The correlation factor between density and quality is one of the highest with a value of 0.30. For good/medium quality wines, the lower the density is, the better it is. As density and residual sugar are highly correlated, this behaviour is not a surprise.
Nevertheless, big data dispersion does not allow us any correlation conclusion.
## [1] "Correlation factor: 0.0791526348942642"
Correlation coefficient between quality and pH is 0.08.
pH values are very similar whatever the wine quality is. There is also a high values dispersion for all wine qualities. It does not allow us any correlation conclusion.
## [1] "Correlation factor: 0.0181793067982046"
Here also, the correlation factor is pretty low with a value of 0.02. Average values are very close whatever the quality is. There is also a high values dispersion for all wine qualities. It does not allow us any correlation conclusion.
## [1] "Correlation factor: 0.422835777947479"
Correlation factor between alcohol and quality is one of the highest with a value of 0.42.
For alcohol of medium and good wines, we see that quality increase with higher alcohol degrees. This is coherent with residual sugar values. When sugar value decreases, it means it has been transformed into alcohol. This correlation is definitevely not a surprise.

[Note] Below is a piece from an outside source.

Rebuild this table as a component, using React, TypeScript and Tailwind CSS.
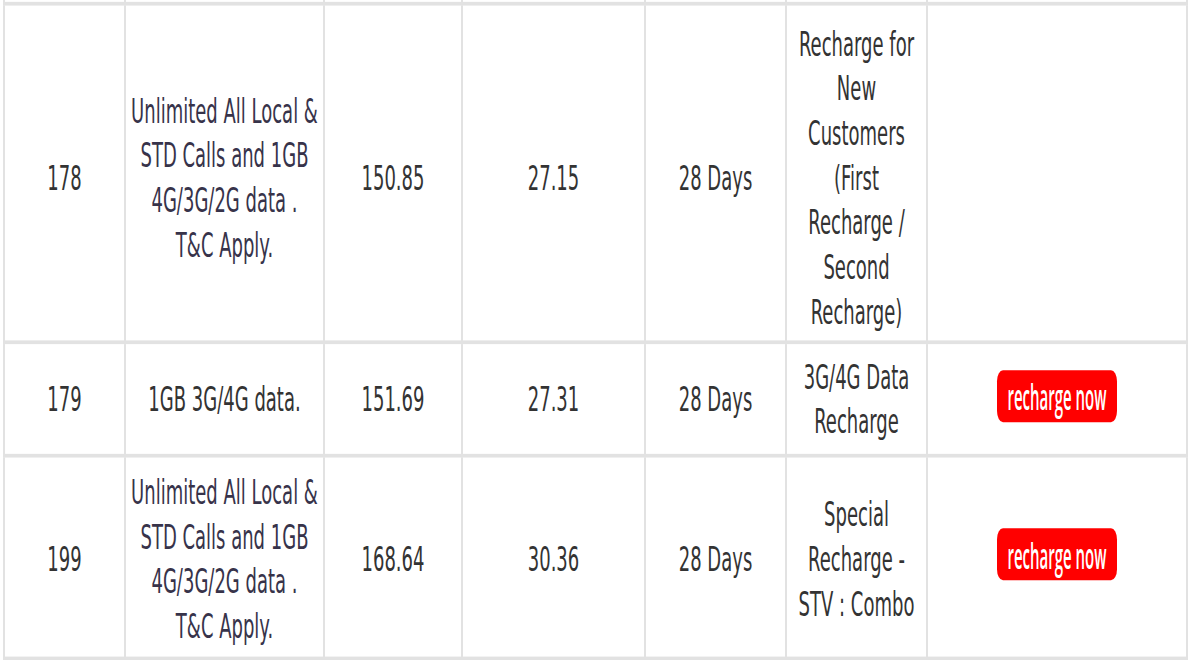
import React from "react";

type Row = {
  mrp: string;
  desc: string[];
  descTint?: boolean;
  talktime: string;
  tax: string;
  validity: string;
  kind: string[];
  button: boolean;
  h: string;
  pad: string;
};

const rows: Row[] = [
  {
    mrp: "178",
    desc: ["Unlimited All Local &", "STD Calls and 1GB", "4G/3G/2G data .", "T&C Apply."],
    descTint: true,
    talktime: "150.85",
    tax: "27.15",
    validity: "28 Days",
    kind: ["Recharge for", "New", "Customers", "(First", "Recharge /", "Second", "Recharge)"],
    button: false,
    h: "h-[182px]",
    pad: "pt-[5px]",
  },
  {
    mrp: "179",
    desc: ["1GB 3G/4G data."],
    talktime: "151.69",
    tax: "27.31",
    validity: "28 Days",
    kind: ["3G/4G Data", "Recharge"],
    button: true,
    h: "h-[61px]",
    pad: "pt-[1px]",
  },
  {
    mrp: "199",
    desc: ["Unlimited All Local &", "STD Calls and 1GB", "4G/3G/2G data .", "T&C Apply."],
    descTint: true,
    talktime: "168.64",
    tax: "30.36",
    validity: "28 Days",
    kind: ["Special", "Recharge -", "STV : Combo"],
    button: true,
    h: "h-[109px]",
    pad: "pt-[3px]",
  },
];

function Lines({ lines }: { lines: string[] }) {
  return (
    <>
      {lines.map((l, i) => (
        <span key={i} className="block whitespace-nowrap">
          {l}
        </span>
      ))}
    </>
  );
}

function RechargeButton() {
  return (
    <button className="inline-flex h-[28px] w-[120px] items-center justify-center rounded-[6px] bg-[#ff0000] text-white">
      <span className="inline-block scale-y-[1.3] font-['Open_Sans',sans-serif] text-[15px] leading-none font-semibold">
        recharge now
      </span>
    </button>
  );
}

const cell = "border-2 border-[#e2e2e2] px-1 align-middle";

export default function App() {
  return (
    <div className="h-[660px] w-[1190px] overflow-hidden bg-white">
      {/* the screenshot is stretched vertically, so the whole table is scaled */}
      <div className="flow-root origin-top scale-y-[1.86]">
        <table className="-mt-[18px] ml-[3px] w-[1185px] table-fixed border-collapse text-center font-['DejaVu_Sans',sans-serif] text-[18px] leading-[24px] text-[#333]">
          <colgroup>
            <col className="w-[121px]" />
            <col className="w-[199px]" />
            <col className="w-[138px]" />
            <col className="w-[183px]" />
            <col className="w-[141px]" />
            <col className="w-[141px]" />
            <col className="w-[260px]" />
          </colgroup>
          <tbody>
            <tr className="h-[19px]">
              <td className={cell}></td>
              <td className={cell}></td>
              <td className={cell}></td>
              <td className={cell}></td>
              <td className={cell}></td>
              <td className={cell}></td>
              <td className={cell}></td>
            </tr>
            {rows.map((r) => (
              <tr key={r.mrp} className={r.h}>
                <td className={`${cell} ${r.pad}`}>{r.mrp}</td>
                <td className={`${cell} ${r.pad} ${r.descTint ? "text-[#37334a]" : ""}`}>
                  <Lines lines={r.desc} />
                </td>
                <td className={`${cell} ${r.pad}`}>{r.talktime}</td>
                <td className={`${cell} ${r.pad}`}>{r.tax}</td>
                <td className={`${cell} ${r.pad}`}>{r.validity}</td>
                <td className={`${cell} ${r.pad}`}>
                  <Lines lines={r.kind} />
                </td>
                <td className={`${cell} pb-[3px]`}>{r.button && <RechargeButton />}</td>
              </tr>
            ))}
          </tbody>
        </table>
      </div>
    </div>
  );
}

On every correlation analysis, due to the high dispersion of value, any possible correlation can not really be assessed.
In this section, we explore the two highest variable correlation. Please use the tabs to navigate from one chart to another.

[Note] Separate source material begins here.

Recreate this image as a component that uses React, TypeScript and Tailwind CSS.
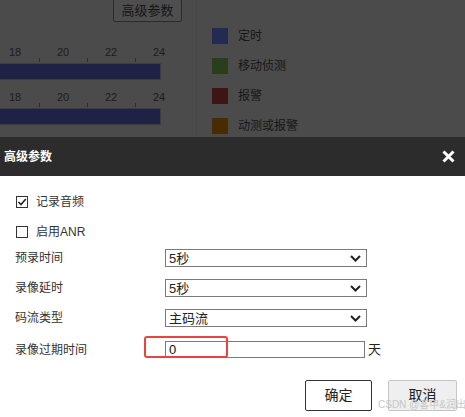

We can see there is a correlation between wine dentisy and alcohol.
We can also see a correlation trend between density and residual sugar. We can observe also a high dispersion of density for low residual sugar values.
From the two above chart, we can see that the more residual sugar you have, the bigger the density is, and the lower the alcohol is. This output is not a surprise as the vinho verde white wine is supposed to be a dry wine.

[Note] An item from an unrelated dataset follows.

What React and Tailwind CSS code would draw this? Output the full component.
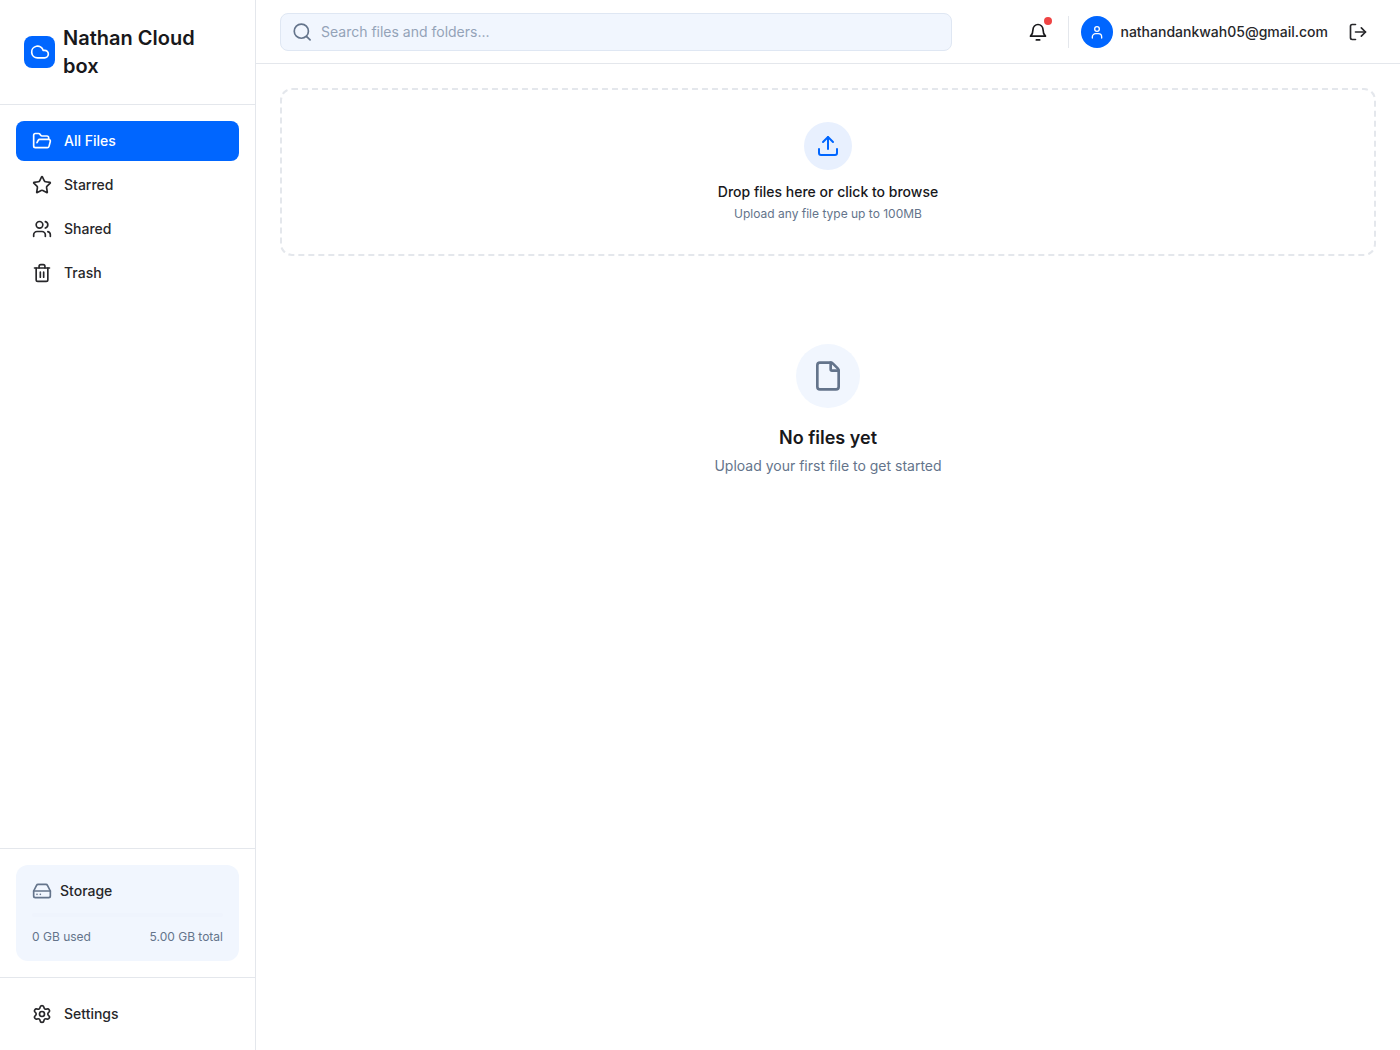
import { Cloud, File, FolderOpen, HardDrive, Settings, Star, Upload, Users } from "lucide-react";

const NAV_ITEMS = [
  { label: "All Files", icon: FolderOpen, active: true },
  { label: "Starred", icon: Star },
  { label: "Shared", icon: Users },
  { label: "Trash", icon: TrashIcon },
];

function SearchIcon({ className }) {
  return (
    <svg className={className} viewBox="0 0 24 24" fill="none" stroke="currentColor" strokeWidth="2" strokeLinecap="round">
      <circle cx="10" cy="11" r="8.5" />
      <path d="M16.5 17.5 20.5 21.5" />
    </svg>
  );
}

function TrashIcon({ className }) {
  return (
    <svg className={className} viewBox="0 0 24 24" fill="none" stroke="currentColor" strokeWidth="2" strokeLinecap="round" strokeLinejoin="round">
      <path d="M3 6h18" />
      <path d="M8.5 6V4a2 2 0 0 1 2-2h3a2 2 0 0 1 2 2v2" />
      <path d="M5 6v14a2 2 0 0 0 2 2h10a2 2 0 0 0 2-2V6" />
      <path d="M10 11v6M14 11v6" />
    </svg>
  );
}

function BellIcon({ className }) {
  return (
    <svg className={className} viewBox="0 0 24 24" fill="none" stroke="currentColor" strokeWidth="2" strokeLinecap="round" strokeLinejoin="round">
      <path d="M6 9a6 6 0 1 1 12 0c0 4 1 6 3 8H3c2-2 3-4 3-8z" />
      <path d="M10 21.5h4" />
    </svg>
  );
}

function UserIcon({ className }) {
  return (
    <svg className={className} viewBox="0 0 24 24" fill="none" stroke="currentColor" strokeWidth="2" strokeLinecap="round">
      <circle cx="12" cy="7.5" r="3.5" />
      <path d="M5 21v-1.5a5 5 0 0 1 5-5h4a5 5 0 0 1 5 5V21" />
    </svg>
  );
}

function LogoutIcon({ className }) {
  return (
    <svg className={className} viewBox="0 0 24 24" fill="none" stroke="currentColor" strokeWidth="2" strokeLinecap="round" strokeLinejoin="round">
      <path d="M9 3H5a2 2 0 0 0-2 2v14a2 2 0 0 0 2 2h4" />
      <path d="M9 12h12" />
      <path d="M16 7l5 5-5 5" />
    </svg>
  );
}

function NavItem({ label, icon: Icon, active }) {
  return (
    <a
      className={
        active
          ? "flex h-10 items-center gap-3 rounded-lg bg-[#0066ff] px-4 text-sm font-medium text-white"
          : "flex h-10 items-center gap-3 rounded-lg px-4 text-sm font-medium text-[#27272a]"
      }
    >
      <Icon className="h-5 w-5 shrink-0" strokeWidth={2} />
      <span>{label}</span>
    </a>
  );
}

function Sidebar() {
  return (
    <aside className="flex h-full w-64 shrink-0 flex-col border-r border-[#e4e7ec]">
      <div className="flex h-[105px] items-center gap-2 border-b border-[#e4e7ec] px-6">
        <div className="flex h-8 w-[31px] shrink-0 items-center justify-center rounded-lg bg-[#0066ff]">
          <Cloud className="h-5 w-5 text-white" strokeWidth={2} />
        </div>
        <h1 className="text-xl leading-7 font-semibold text-[#18181b]">Nathan Cloud box</h1>
      </div>
      <nav className="flex flex-1 flex-col gap-1 p-4">
        {NAV_ITEMS.map((item) => (
          <NavItem key={item.label} {...item} />
        ))}
      </nav>
      <div className="border-t border-[#e4e7ec] p-4">
        <div className="rounded-xl bg-[#f1f6fe] p-4">
          <div className="flex items-center gap-2">
            <HardDrive className="h-5 w-5 text-[#64748b]" strokeWidth={2} />
            <span className="text-sm font-medium text-[#27272a]">Storage</span>
          </div>
          <div className="mt-3 h-1 rounded-full bg-[#eff4fd]" />
          <div className="mt-3 flex justify-between text-xs leading-4 text-[#64748b]">
            <span>0 GB used</span>
            <span>5.00 GB total</span>
          </div>
        </div>
      </div>
      <div className="border-t border-[#e4e7ec] p-4">
        <NavItem label="Settings" icon={Settings} />
      </div>
    </aside>
  );
}

function Header() {
  return (
    <header className="flex h-16 shrink-0 items-center justify-between border-b border-[#e4e7ec] px-6">
      <div className="flex h-[38px] w-[672px] items-center gap-2 rounded-lg border border-[#dfe7f3] bg-[#f1f6fe] px-3">
        <SearchIcon className="h-5 w-5 text-[#64748b]" />
        <span className="text-sm text-[#94a3b8]">Search files and folders...</span>
      </div>
      <div className="flex items-center">
        <div className="relative mr-5">
          <BellIcon className="h-5 w-5 text-[#18181b]" />
          <span className="absolute -top-[5px] -right-1 h-2 w-2 rounded-full bg-[#ef4444]" />
        </div>
        <div className="mr-3 h-8 w-px bg-[#e4e7ec]" />
        <div className="mr-[7px] flex h-8 w-8 items-center justify-center rounded-full bg-[#0066ff]">
          <UserIcon className="h-4 w-4 text-white" />
        </div>
        <span className="mr-5 text-sm font-medium text-[#27272a]">nathandankwah05@gmail.com</span>
        <LogoutIcon className="mr-2 h-5 w-5 text-[#27272a]" />
      </div>
    </header>
  );
}

export default function App() {
  return (
    <div className="flex h-[1050px] bg-white font-['Inter',sans-serif]">
      <Sidebar />
      <main className="flex min-w-0 flex-1 flex-col">
        <Header />
        <div className="p-6">
          <div className="flex h-[168px] flex-col items-center justify-center rounded-xl border-2 border-dashed border-[#e4e7ec]">
            <div className="flex h-12 w-12 items-center justify-center rounded-full bg-[#e8f0fe]">
              <Upload className="h-6 w-6 text-[#0066ff]" strokeWidth={2} />
            </div>
            <p className="mt-3 text-sm font-medium text-[#18181b]">Drop files here or click to browse</p>
            <p className="mt-1 text-xs text-[#64748b]">Upload any file type up to 100MB</p>
          </div>
          <div className="mt-[88px] flex flex-col items-center">
            <div className="flex h-16 w-16 items-center justify-center rounded-full bg-[#f1f6fe]">
              <File className="h-8 w-8 text-[#64748b]" strokeWidth={2} />
            </div>
            <h2 className="mt-4 text-lg font-semibold text-[#18181b]">No files yet</h2>
            <p className="mt-1 text-sm text-[#64748b]">Upload your first file to get started</p>
          </div>
        </div>
      </main>
    </div>
  );
}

In this section, we will to analys correlation of alcohol, density and chlorides vs Quality. We will perform a bivariable analysis versus quality. It means we will get 3 different charts. With these charts, we will try to identify specific quality cluster and trend depending of the two watched variables.
Please use the tab to navigate from one chat to another.
On these 3 charts, we can not see any data cluster popping out. In addition, we see the various trend lines are pretty similar. We see we can are not able to create a model based on two variable to estimate the wine quality.
We should create a model taking into account more variable to try estimate the wine quality. Nevertheless, we will explain in the reflexion section why we are not confident in such approach.
This section shows 3 differents charts and main outcome for each of them.
In this chart, we see that we see two groups of wine. The one having more than 5 g/dm^3 residual sugar and the other ones. As the vinho verder is a dry wine, we expect it to get low residual sugar value.
In this chart, we can see that some wine grower do not fully master the wine making process. They did not includes enough sulfur dioxide to ensure a non wine oxydation. It results in a poor quality wine.
In this chart, we can not see any wine quality cluster popping up. The trend lines are pretty much the same (except the high quality one (9) but not really representative due to the low number of measures).
This wine chemistry variable analysis is really interesting. The main expected outcomes can be seens through data analysis (link between residual sugar, density and alcohol). We can also point out some issues during the wine making process by identifying that low suflur dioxide values leads to poor wine quality.
For quality projection, we see that there is not easy correlation that can be found. We have very low correlation max factors (the highest one is less than 0.5).
We can ask ourselve about the dataset itself. Do we miss some valuable information to better assess the wine quality. For instance, we do not know the wine vintage. For also do not know the grape variety used for each of the tested wines. What was the land quality on which the grappe growed.
In addition, if wine quality could only be identified through its chemical factors, we could easily creates artificial wines. This is not the case. I could only find one startup aiming to be able to create artificial wine : Ava Winery (http://www.avawinery.com). This fake wine seems not to be really good when tasted (http://www.ouest-france.fr/leditiondusoir/data/747/reader/reader.html#!preferred/1/package/747/pub/748/page/5 (french article)).
See https://www.newscientist.com/article/2088322-synthetic-wine-made-without-grapes-claims-to-mimic-fine-vintages/ http://www.radionz.co.nz/national/programmes/thiswayup/audio/201807662/lab-made-wine
Nevertheless, artificial wines can not be sold in France since 1905 due to anti-fraud low.
It that condition, I think nothing will be better than real wine tasting to identify if you like it or not.
This wine analysis is very interesting. The dataset had already a very quality and a significant number of observations to be representative. Even after removed the outliers we still have enough observation. The dataset was tidy. It makes all computations pretty fast.
The dataset contains (except the quality field) continuous variables. It helps the R code factorisation.
P4 lessons and project sample were usefull to build this analysis, in term of techniques (R principles and syntax) but also in term of analysis organisation.
I get some trouble making R markdown work especially with the list items. I struggled getting the layout I wanted, but I finally succeeded.
I found interesting graphical data representation using google (especially the correlation matrix).
I did not respect the R coding rules at the beginning. I modified the code for the second submission. I find some coding recommendations useful, but others seems to come from an another age. Especially the 80 characters limits as we do not use VT terminals for ages.
If we focus on the analysis itself, we were asked to answer a specific question. Within my analysis, I could not really answer this question. I was able to identify one item explaining why you get a bad wine, but could not find items explaining you get a good wine. In this analys, I only explored univariate and bivariate analysis. It means that they are a lot of possibilities I did not explore (from 4 variables up to 12 variables).
To be rigourous and to assert we can not find correlation between wine parameters and quality, I should have done all the possible analysis. I would have been a time consuming activity. Litterature conforted me thinking I would not find any reason to fully explain the wine quality. Nevertheless, this is only an assumption that I did not really demonstrate. It would have been much easier to find a parameters correlation explaining the wine quality. In our case, we need to be very carefull when writing our conclusion in order to make our conclusion indisputable.